By Hamma Mirwaisi and Alison Buckley
IMG_9484 by Mustafa Khayat
The major difference between Kurdish political parties in Iraq and other parts of Kurdistan is that the South Kurdistan (Iraqi) parties depend on regional and international powers, including Iran, Turkey, Sunni Arabs of Iraq, and more recently the Shi'a Arabs of Iraq and Syria and secular states and entities such as Israel, the US, and the EU countries to keep them in power. This so-called autonomous leadership, whilst reaping the benefits of its buddy countries' pay packets, is busily dividing Kurds in South Kurdistan and other parts of the country. Only the Kurdistan Democratic Solutions Party (PCDK) stands by itself for the Kurdish people alone.
Contrasting with their opponents and in support of far-reaching change, the PKK and affiliated parties in the Group of Communities in Kurdistan (KCK) depend solely on the Kurdish people's help to gain power, whilst offering authentic leadership to them in Turkey, Syria, and Iran. Of an estimated 40 million Kurds in Kurdistan, only 5 million are living in South Kurdistan (Iraq); the rest reside in Turkey, Iran, and Syria.
Iraqi Kurds have always fought the Iraqi Arab Governments' occupation of their country. In 1921, when the UK established Iraqi Government for Arabs, the Kurdish people revolted under the leadership of Sheikh Mahmud Barzani, based in the city of Sulaymaniyah Kurdistan. Depending on Turkey to help him fight the UK forces, he lost the war sponsored by Turkey against the British Empire. After him, the Barzani tribe's revolt under the leadership of Sheikh Ahmed was defeated, forcing his brother Mullah Mustafa to take refuge in the Soviet Union until the 1958 Iraqi military takeover of Iraq. In 1961 the Kurdish people in Iraq revolted under the leadership of Mullah Mustafa Barzani, who was supported by the Shah of Iran, Israel, and the US.

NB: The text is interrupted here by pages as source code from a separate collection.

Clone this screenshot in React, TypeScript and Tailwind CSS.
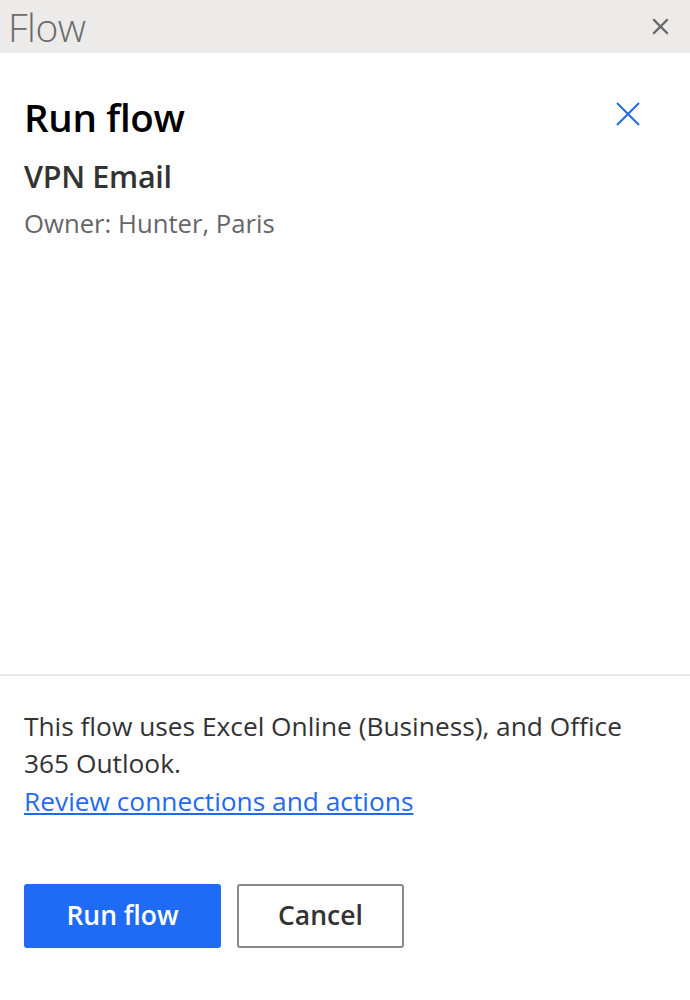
import React from "react";

export default function App() {
  return (
    <div
      className="w-[690px] h-[1000px] bg-white flex flex-col overflow-hidden"
      style={{ fontFamily: '"Open Sans", "Noto Sans", sans-serif' }}
    >
      <div className="h-[53px] bg-[#ecebe9] flex items-center justify-between pl-[8px] pr-[21px] shrink-0">
        <span className="text-[39px] font-light text-[#6b6b6b] leading-none tracking-[-0.5px]">Flow</span>
        <svg width="17" height="17" viewBox="0 0 18 18">
          <path d="M2 2 L16 16 M16 2 L2 16" stroke="#6b6b6b" strokeWidth="2.4" strokeLinecap="round" />
        </svg>
      </div>

      <div className="flex-1 flex flex-col px-[24px] pt-[40px]">
        <div className="flex items-start justify-between">
          <h1 className="text-[38.5px] font-semibold text-black leading-[48px] tracking-[-0.3px]">Run flow</h1>
          <svg width="28" height="28" viewBox="0 0 28 28" className="mt-[7px] mr-[24px]">
            <path d="M3 3 L25 25 M25 3 L3 25" stroke="#2269e8" strokeWidth="2" />
          </svg>
        </div>
        <div className="mt-[15px] text-[30.5px] font-semibold text-[#333] leading-[40px] tracking-[-0.3px]">VPN Email</div>
        <div className="mt-[10px] text-[25.7px] text-[#666] leading-[36px]">Owner: Hunter, Paris</div>
      </div>

      <div className="h-[2px] bg-[#e8e8e8] shrink-0" />

      <div className="px-[24px] pt-[32px] pb-[52px] shrink-0">
        <p className="text-[26.3px] text-[#333] leading-[37.5px]">
          This flow uses Excel Online (Business), and Office 365 Outlook.
        </p>
        <a href="#" className="text-[26.3px] text-[#1f6bf0] underline leading-[37.5px] block w-fit">
          Review connections and actions
        </a>
        <div className="flex gap-[16px] mt-[64px]">
          <button className="w-[197px] h-[64px] bg-[#1f6bf6] text-white text-[26.5px] font-[560] rounded-[3px]">
            Run flow
          </button>
          <button className="w-[167px] h-[64px] bg-white border-2 border-[#8a8a8a] text-[#333] text-[26.5px] font-[560] rounded-[3px]">
            Cancel
          </button>
        </div>
      </div>
    </div>
  );
}
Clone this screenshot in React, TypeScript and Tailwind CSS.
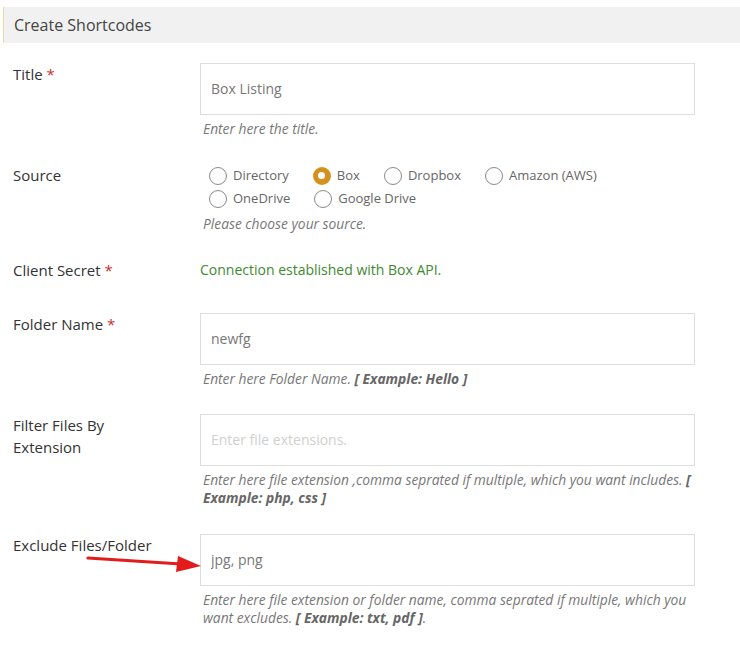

In 1975 Iran abruptly stopped helping Mullah Mustafa Barzani. His revolution failed, and he became a refugee in Iran. Ever since the British government's blunder in 1921, the Iraqi Kurdish leadership has been learning to depend on regional and international powers to fight Iraqi Arabs. Furthermore, they are profiteering from these political arrangements; for over 20 years they have made billions of dollars from corrupt schemes by selling the Kurdish people's oil at a loss to them, in cooperation with Turkey, Iran, Iraq, Syria, Israel, th e EU, and the US ex-officials in Iraq war.
Because it is not cooperating with these powers like the Iraqi Kurdish leadership does, the KCK, incorporating the PKK, PYD, PJAK, and PCDK, is not popular with Turkey, Iran, Iraq, Syria, Israel, the EU, and the US. Originally Barzani, Talabani, Nawshirwan Mustafa, and other members of the Kurdish leadership in Iraq fought the Iraqi government like the KCK are now fighting Turkey, Iran, and Syria. The impartial observer might ask why the KCK has been placed on terrorist lists while the Iraqi Kurdish leadership now has so much respect with the above powers. And their documentary Good Kurds Bad Kurds must be confusing for viewers of any persuasion.
Following the Iraqi Kurdish elections on September 21, 2013, all parties have accused the others of cheating in the process. The result is that the Gorran Party of Nawshirwan Mustafa replaced the PUK of Jalal Talabani; besides that nothing has changed. Mustafa's party claims to be different from the classical parties of Barzani, Talabani, Islamists, and others, but few differences have emerged; he too is getting help from Turkey, Iran, Iraq, and others. Well might the Kurdish people ask whether Nawshirwan Mustafa is in business to sell their blood like Barzani and Talabani have?
Gurus from the city of Sulaymaniyah, Kurdistan, think they know how to pick leaders who will fool people they regard and treat like stupid donkeys. After they chose Jalal Talabani to be their leader, he used them very well and looked on them as donkeys (in Kurdistan and Iran people think donkeys are not smart). But in this case probably donkeys are smarter than humans.